Tarzia v. Great Atlantic & Pacific Tea Co., 52 Conn.App. 136, 727 A.2d 219 (1999), cert. denied, 254 Conn. 786, 759 (2000), is instructive on the issue of tenant liability pertaining to leased premises. In Tarzia, the plaintiff slipped and fell on a plastic shopping bag in the parking lot of a Waldbaum's Foodmart (Waldbaum's), the defendant-tenant in that case. The trial court granted Waldbaum's summary judgment motion on the ground that arguing that pursuant to its lease agreement, the landlord had the duty to keep the parking lot free from debris. The issue as framed by the Appellate Court was " whether a tenant who has actual or constructive knowledge of a dangerous condition in a leased area, which the landlord has contractually agreed to maintain, may be liable to the tenant's business invitees who use the leased area." Id., at 147.

The Appellate Court held that " as tenant in possession, Waldbaum's owed a duty to the plaintiff to use reasonable care to keep the leased premises in a reasonably safe condition. Whether that duty was breached and whether there is a causal connection between the breach and the plaintiff's alleged injuries are questions of fact that a trial would resolve. Waldbaum's was not entitled to summary judgment." Id., at 149. The court indicated that the issue was merely one of indemnification to be sorted out between the landlord and Waldbaum's to be decided after final judgment between Waldbaum's and the plaintiff. Id., at 147-48.

Tarzia stands for the proposition that the possessor of a premises has a non-delegable duty of reasonable care to business invitees on the premise. In Tarzia, this non-delegable duty sprung from the fact that the plaintiff was a business invitee of Waldbaum's. See Seuferling v. Plaza Enterprises, LLC, Superior Court, judicial district of New London, Docket No. CV 08 5008040 (February 3, 2010, Cosgrove, J.) (49 Conn. L. Rptr. 286) (in slip-and-fall case in parking lot, defendant-tenant's motion for summary judgment denied despite landlord shopping center owner having exclusive control and management over the parking lot pursuant to lease between tenant and landlord).

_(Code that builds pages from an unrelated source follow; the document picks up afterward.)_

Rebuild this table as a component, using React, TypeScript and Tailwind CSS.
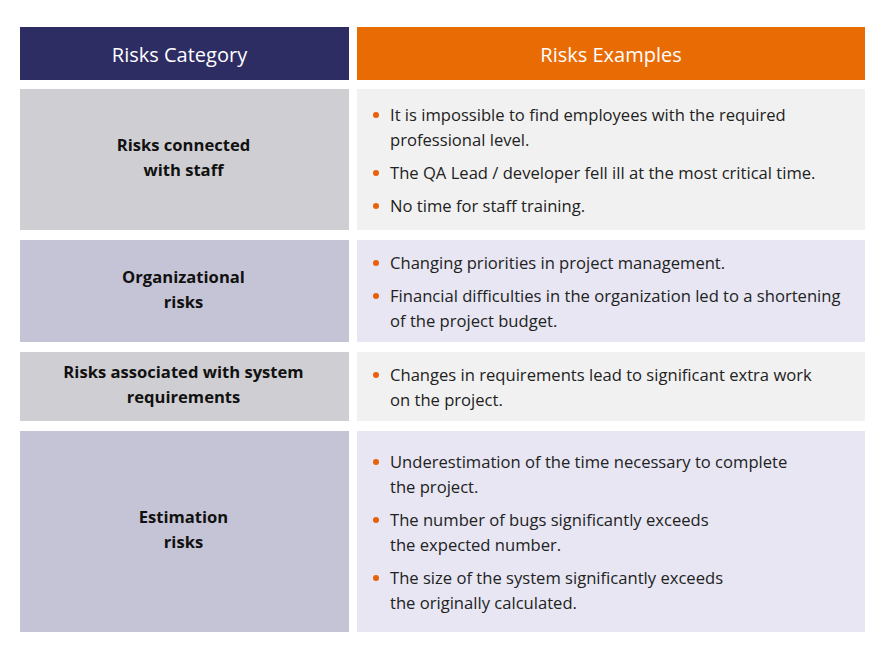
import React from "react";

const rows: { cat: React.ReactNode; items: React.ReactNode[]; h: string; left: string; right: string }[] = [
  {
    cat: (<>Risks connected<br />with staff</>),
    items: [
      (<>It is impossible to find employees with the required<br />professional level.</>),
      (<>The QA Lead / developer fell ill at the most critical time.</>),
      (<>No time for staff training.</>),
    ],
    h: "h-[141px]",
    left: "bg-[#cfcfd3]",
    right: "bg-[#f1f1f1]",
  },
  {
    cat: (<>Organizational<br />risks</>),
    items: [
      (<>Changing priorities in project management.</>),
      (<>Financial difficulties in the organization led to a shortening<br />of the project budget.</>),
    ],
    h: "h-[102px]",
    left: "bg-[#c5c4d6]",
    right: "bg-[#e7e6f2]",
  },
  {
    cat: (<>Risks associated with system<br />requirements</>),
    items: [
      (<>Changes in requirements lead to significant extra work<br />on the project.</>),
    ],
    h: "h-[69px]",
    left: "bg-[#cfcfd3]",
    right: "bg-[#f1f1f1]",
  },
  {
    cat: (<>Estimation<br />risks</>),
    items: [
      (<>Underestimation of the time necessary to complete<br />the project.</>),
      (<>The number of bugs significantly exceeds<br />the expected number.</>),
      (<>The size of the system significantly exceeds<br />the originally calculated.</>),
    ],
    h: "h-[201px]",
    left: "bg-[#c5c4d6]",
    right: "bg-[#e7e6f2]",
  },
];

export default function App() {
  return (
    <div
      className="w-[885px] h-[657px] bg-white pt-[27px] pl-[20px]"
      style={{ fontFamily: '"Open Sans", "Noto Sans", sans-serif' }}
    >
      <div className="w-[845px] flex flex-col">
        <div className="flex gap-[8px] h-[53px]">
          <div className="w-[329px] bg-[#2e2d63] text-white text-[20px] flex items-center justify-center pr-[10px] pt-[2px]">
            Risks Category
          </div>
          <div className="flex-1 bg-[#e96b04] text-white text-[20px] flex items-center justify-center pt-[2px]">
            Risks Examples
          </div>
        </div>
        <div className="flex flex-col gap-[10px] mt-[9px]">
          {rows.map((r, i) => (
            <div key={i} className={`flex gap-[8px] ${r.h}`}>
              <div
                className={`w-[329px] ${r.left} flex items-center justify-center text-center font-bold text-[16.6px] leading-[25px] text-[#111] pb-[5px] pr-[2px]`}
              >
                <div>{r.cat}</div>
              </div>
              <div className={`flex-1 ${r.right} flex items-center pl-[14px]`}>
                <ul className="flex flex-col gap-[8px] text-[16.6px] leading-[25px] text-[#222]">
                  {r.items.map((it, j) => (
                    <li key={j} className="flex">
                      <span className="w-[19px] shrink-0 flex justify-start pt-[10px] pl-[2px]">
                        <span className="block w-[6px] h-[6px] rounded-full bg-[#e8600c]" />
                      </span>
                      <span>{it}</span>
                    </li>
                  ))}
                </ul>
              </div>
            </div>
          ))}
        </div>
      </div>
    </div>
  );
}
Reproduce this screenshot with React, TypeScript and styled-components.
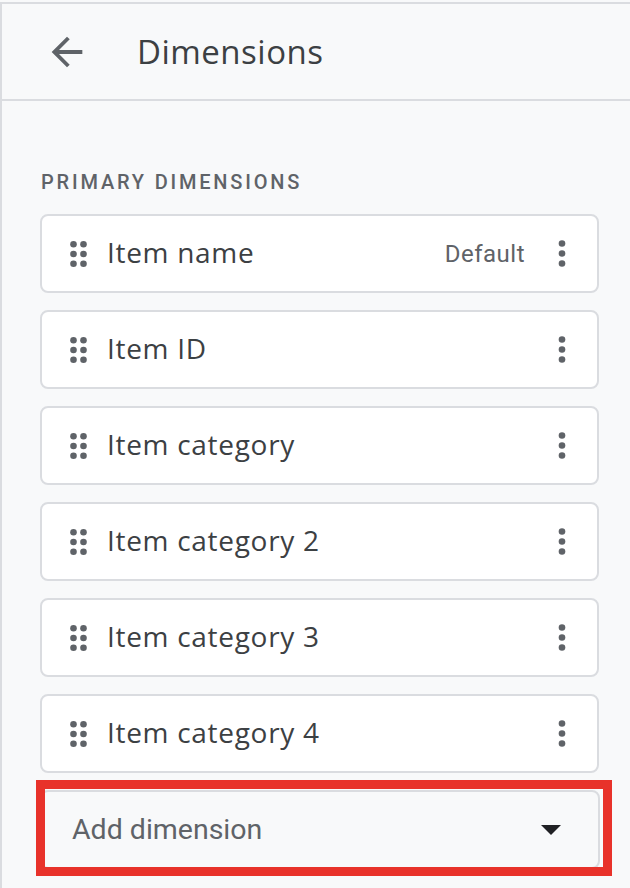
import React from "react"
import styled, { createGlobalStyle } from "styled-components"

const GlobalStyle = createGlobalStyle`
	html, body {
		margin: 0;
		padding: 0;
		background: #f8f9fa;
	}
	body {
		font-family: Roboto, "Liberation Sans", sans-serif;
		-webkit-font-smoothing: antialiased;
	}
`

const StyledPanel = styled.div`
	margin-top: 2px;
	min-height: 886px;
	box-sizing: border-box;
	border-top: 2px solid #dadce0;
	border-left: 2px solid #dadce0;
	background: #f8f9fa;
`

const StyledHeader = styled.header`
	display: flex;
	align-items: center;
	height: 95px;
	padding-left: 42px;
	border-bottom: 2px solid #dadce0;
`

const StyledBack = styled.button`
	display: flex;
	align-items: center;
	justify-content: center;
	width: 46px;
	height: 46px;
	padding: 0;
	border: none;
	background: transparent;
	color: #5f6368;
	cursor: pointer;
`

const StyledTitle = styled.h1`
	margin: 0 0 0 47px;
	font-family: "Open Sans", Roboto, sans-serif;
	font-size: 33px;
	font-weight: 400;
	color: #3c4043;
	letter-spacing: 0.5px;
`

const StyledSection = styled.section`
	padding: 69px 31px 0 38px;
`

const StyledOverline = styled.div`
	margin: 0 0 20px 1px;
	font-size: 20px;
	line-height: 24px;
	font-weight: 500;
	letter-spacing: 2.8px;
	color: #5f6368;
	text-transform: uppercase;
`

const StyledList = styled.div`
	display: flex;
	flex-direction: column;
	gap: 17px;
`

const StyledCard = styled.div`
	display: flex;
	align-items: center;
	height: 79px;
	box-sizing: border-box;
	padding: 0 31px 0 28px;
	background: #fff;
	border: 2px solid #dadce0;
	border-radius: 8px;
`

const StyledHandle = styled.svg`
	flex: none;
	width: 18px;
	height: 26px;
	color: #5f6368;
`

const StyledName = styled.span`
	flex: 1;
	margin-left: 19px;
	padding-bottom: 4px;
	font-family: "Open Sans", Roboto, sans-serif;
	font-size: 28px;
	font-weight: 500;
	letter-spacing: 0.7px;
	color: #3c4043;
`

const StyledDefault = styled.span`
	margin-right: 33px;
	font-size: 24px;
	letter-spacing: 0.5px;
	color: #5f6368;
`

const StyledKebab = styled.svg`
	flex: none;
	width: 8px;
	height: 27px;
	color: #5f6368;
`

const StyledAddWrap = styled.div`
	position: relative;
	margin-top: 17px;
	margin-right: -1px;
`

const StyledSelect = styled.div`
	display: flex;
	align-items: center;
	height: 79px;
	box-sizing: border-box;
	padding: 0 37px 0 30px;
	background: #f8f9fa;
	border: 2px solid #dadce0;
	border-radius: 8px;
`

const StyledPlaceholder = styled.span`
	flex: 1;
	font-size: 28.5px;
	color: #5f6368;
`

const StyledCaret = styled.svg`
	width: 20px;
	height: 10px;
	color: #202124;
`

const StyledHighlight = styled.div`
	position: absolute;
	left: -4px;
	top: -10px;
	right: -12px;
	bottom: -7px;
	border: 9px solid #e8322a;
	pointer-events: none;
`

const Handle = () => (
	<StyledHandle viewBox="0 0 18 26">
		{[3.3, 13, 22.7].map((y) => (
			<g key={y} fill="currentColor">
				<circle cx="3.5" cy={y} r="3.3" />
				<circle cx="13.5" cy={y} r="3.3" />
			</g>
		))}
	</StyledHandle>
)

const Kebab = () => (
	<StyledKebab viewBox="0 0 8 27">
		<g fill="currentColor">
			<circle cx="4" cy="3.5" r="3.3" />
			<circle cx="4" cy="13.5" r="3.3" />
			<circle cx="4" cy="23.5" r="3.3" />
		</g>
	</StyledKebab>
)

const dimensions = [
	{ name: "Item name", isDefault: true },
	{ name: "Item ID" },
	{ name: "Item category" },
	{ name: "Item category 2" },
	{ name: "Item category 3" },
	{ name: "Item category 4" },
]

const App = () => {
	return (
		<>
			<GlobalStyle />
			<StyledPanel>
				<StyledHeader>
					<StyledBack aria-label="Back">
						<svg width="46" height="46" viewBox="0 0 24 24" fill="currentColor">
							<path d="M20 11H7.83l5.59-5.59L12 4l-8 8 8 8 1.41-1.41L7.83 13H20v-2z" />
						</svg>
					</StyledBack>
					<StyledTitle>Dimensions</StyledTitle>
				</StyledHeader>

				<StyledSection>
					<StyledOverline>Primary dimensions</StyledOverline>
					<StyledList>
						{dimensions.map((item) => (
							<StyledCard key={item.name}>
								<Handle />
								<StyledName>{item.name}</StyledName>
								{item.isDefault && <StyledDefault>Default</StyledDefault>}
								<Kebab />
							</StyledCard>
						))}
					</StyledList>

					<StyledAddWrap>
						<StyledSelect>
							<StyledPlaceholder>Add dimension</StyledPlaceholder>
							<StyledCaret viewBox="0 0 20 10">
								<path d="M0 0h20L10 10z" fill="currentColor" />
							</StyledCaret>
						</StyledSelect>
						<StyledHighlight />
					</StyledAddWrap>
				</StyledSection>
			</StyledPanel>
		</>
	)
}

export default App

Accordingly, a tenant-possessor owes a business invitee a duty of reasonable care to protect against known, foreseeable dangers even if there is an agreement between the tenant and the landlord that the landlord has responsibility for the relevant area. Under the facts presented to the court there is evidence from which a jury could reasonably conclude that a tenant-possessor had notice of a defective condition and failed to take reasonable steps to remedy the condition after such notice.

Therefore, the defendant's Motion for Summary Judgment is DENIED.


Summaries of

McMahon v. Mihalko

Superior Court of Connecticut
Nov 27, 2012
CV116011656S (Conn. Super. Ct. Nov. 27, 2012)
Case details for

McMahon v. Mihalko

Case Details

Full title:Joan McMAHON v. Gerald MIHALKO, et al.

Court:Superior Court of Connecticut

Date published: Nov 27, 2012

Citations

CV116011656S (Conn. Super. Ct. Nov. 27, 2012)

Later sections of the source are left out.